--- BEGIN MATERIAL PROVIDED ---

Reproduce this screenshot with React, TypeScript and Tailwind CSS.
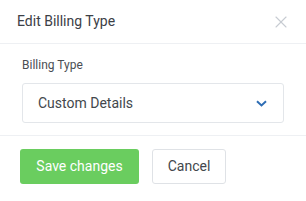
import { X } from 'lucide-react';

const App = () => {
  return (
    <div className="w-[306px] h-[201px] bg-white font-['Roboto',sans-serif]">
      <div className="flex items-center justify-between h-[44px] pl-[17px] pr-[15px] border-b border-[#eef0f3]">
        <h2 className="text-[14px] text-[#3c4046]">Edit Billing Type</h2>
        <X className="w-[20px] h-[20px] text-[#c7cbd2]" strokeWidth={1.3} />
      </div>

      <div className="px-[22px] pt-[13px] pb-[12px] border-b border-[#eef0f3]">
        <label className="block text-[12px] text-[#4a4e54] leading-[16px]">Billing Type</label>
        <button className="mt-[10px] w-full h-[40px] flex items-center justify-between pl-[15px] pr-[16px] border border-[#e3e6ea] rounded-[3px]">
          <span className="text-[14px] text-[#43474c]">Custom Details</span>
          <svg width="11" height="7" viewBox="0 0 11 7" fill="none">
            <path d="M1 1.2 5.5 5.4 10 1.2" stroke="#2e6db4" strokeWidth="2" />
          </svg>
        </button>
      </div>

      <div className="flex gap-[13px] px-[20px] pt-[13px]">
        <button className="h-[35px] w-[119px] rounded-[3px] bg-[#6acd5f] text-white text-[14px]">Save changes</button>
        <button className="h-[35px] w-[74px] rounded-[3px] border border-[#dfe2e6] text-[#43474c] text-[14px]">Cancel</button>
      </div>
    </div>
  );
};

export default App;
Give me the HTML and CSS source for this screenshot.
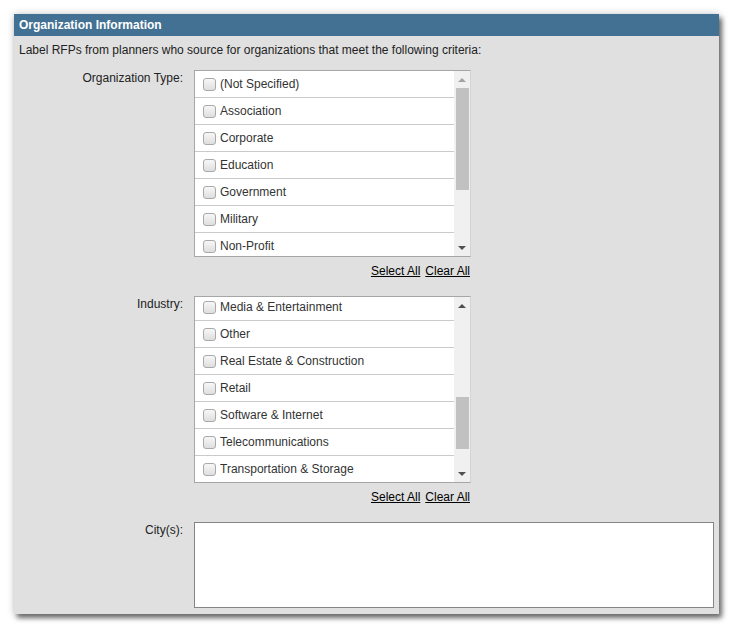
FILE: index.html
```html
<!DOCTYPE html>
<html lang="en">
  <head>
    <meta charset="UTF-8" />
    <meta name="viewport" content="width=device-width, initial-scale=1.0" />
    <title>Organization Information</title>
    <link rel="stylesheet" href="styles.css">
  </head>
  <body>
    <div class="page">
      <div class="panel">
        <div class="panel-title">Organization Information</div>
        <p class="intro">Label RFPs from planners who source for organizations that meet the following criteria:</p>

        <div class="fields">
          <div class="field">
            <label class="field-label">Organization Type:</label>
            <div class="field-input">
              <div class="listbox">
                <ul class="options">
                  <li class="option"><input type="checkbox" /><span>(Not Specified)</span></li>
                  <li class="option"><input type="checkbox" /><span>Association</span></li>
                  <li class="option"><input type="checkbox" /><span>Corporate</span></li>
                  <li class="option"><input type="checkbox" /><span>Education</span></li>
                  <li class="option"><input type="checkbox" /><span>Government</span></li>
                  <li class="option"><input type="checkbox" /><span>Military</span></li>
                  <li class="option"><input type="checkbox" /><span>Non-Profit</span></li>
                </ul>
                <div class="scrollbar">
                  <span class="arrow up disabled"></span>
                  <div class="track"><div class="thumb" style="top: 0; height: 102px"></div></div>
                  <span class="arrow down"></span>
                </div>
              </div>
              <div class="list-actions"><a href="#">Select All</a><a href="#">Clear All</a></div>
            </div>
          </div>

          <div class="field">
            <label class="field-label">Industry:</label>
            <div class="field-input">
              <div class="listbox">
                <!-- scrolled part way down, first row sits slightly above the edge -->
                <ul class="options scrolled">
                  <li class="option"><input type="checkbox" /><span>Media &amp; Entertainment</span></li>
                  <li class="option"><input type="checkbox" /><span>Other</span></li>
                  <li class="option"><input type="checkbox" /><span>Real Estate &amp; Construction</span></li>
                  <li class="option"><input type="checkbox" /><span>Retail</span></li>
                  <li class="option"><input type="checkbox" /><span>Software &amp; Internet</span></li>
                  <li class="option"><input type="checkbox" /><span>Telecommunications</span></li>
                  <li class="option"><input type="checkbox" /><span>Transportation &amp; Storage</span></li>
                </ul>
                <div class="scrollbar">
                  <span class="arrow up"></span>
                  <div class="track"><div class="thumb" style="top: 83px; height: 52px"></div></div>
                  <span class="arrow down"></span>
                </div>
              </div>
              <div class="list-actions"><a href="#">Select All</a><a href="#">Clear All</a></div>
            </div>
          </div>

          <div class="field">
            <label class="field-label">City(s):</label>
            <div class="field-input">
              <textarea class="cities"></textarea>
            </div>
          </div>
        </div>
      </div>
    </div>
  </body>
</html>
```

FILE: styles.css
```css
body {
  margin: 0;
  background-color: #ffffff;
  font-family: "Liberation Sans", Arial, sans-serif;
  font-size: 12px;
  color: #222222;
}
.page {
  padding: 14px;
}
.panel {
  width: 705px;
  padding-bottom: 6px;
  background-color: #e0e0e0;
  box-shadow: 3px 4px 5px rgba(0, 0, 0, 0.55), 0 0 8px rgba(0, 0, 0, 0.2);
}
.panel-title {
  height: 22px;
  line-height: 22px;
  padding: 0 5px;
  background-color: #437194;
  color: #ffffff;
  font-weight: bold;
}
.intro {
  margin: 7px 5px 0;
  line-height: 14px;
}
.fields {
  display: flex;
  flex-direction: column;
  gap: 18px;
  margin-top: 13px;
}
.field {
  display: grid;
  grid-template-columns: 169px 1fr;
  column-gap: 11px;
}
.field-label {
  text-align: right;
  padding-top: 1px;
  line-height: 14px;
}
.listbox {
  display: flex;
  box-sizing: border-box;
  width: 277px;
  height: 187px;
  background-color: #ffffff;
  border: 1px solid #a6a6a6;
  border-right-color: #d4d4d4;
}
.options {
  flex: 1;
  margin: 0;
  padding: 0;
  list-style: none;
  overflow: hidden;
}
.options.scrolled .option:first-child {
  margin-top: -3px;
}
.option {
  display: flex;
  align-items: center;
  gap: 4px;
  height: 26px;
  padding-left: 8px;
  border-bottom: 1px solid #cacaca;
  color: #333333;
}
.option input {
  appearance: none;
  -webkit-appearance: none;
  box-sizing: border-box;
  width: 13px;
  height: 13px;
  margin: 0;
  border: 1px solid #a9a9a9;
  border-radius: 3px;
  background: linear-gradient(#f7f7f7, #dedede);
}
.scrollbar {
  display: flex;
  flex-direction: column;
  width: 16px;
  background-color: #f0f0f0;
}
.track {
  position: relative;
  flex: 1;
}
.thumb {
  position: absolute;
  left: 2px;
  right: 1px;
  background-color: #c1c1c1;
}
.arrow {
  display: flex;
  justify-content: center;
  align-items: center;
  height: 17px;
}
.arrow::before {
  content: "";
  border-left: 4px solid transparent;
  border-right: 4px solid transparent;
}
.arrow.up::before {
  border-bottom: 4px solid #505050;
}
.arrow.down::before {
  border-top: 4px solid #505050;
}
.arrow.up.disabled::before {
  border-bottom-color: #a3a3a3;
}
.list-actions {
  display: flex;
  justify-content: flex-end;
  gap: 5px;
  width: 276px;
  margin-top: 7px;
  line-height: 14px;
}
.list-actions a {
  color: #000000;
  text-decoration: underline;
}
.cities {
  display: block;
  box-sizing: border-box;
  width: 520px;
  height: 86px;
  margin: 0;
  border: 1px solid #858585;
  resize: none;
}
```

--- END MATERIAL PROVIDED ---

PROBLEM TO WORK ON:
Report how many lines of the records above contain the word "screenshot", and give only that number.

ANSWER FOR THIS EXERCISE:
2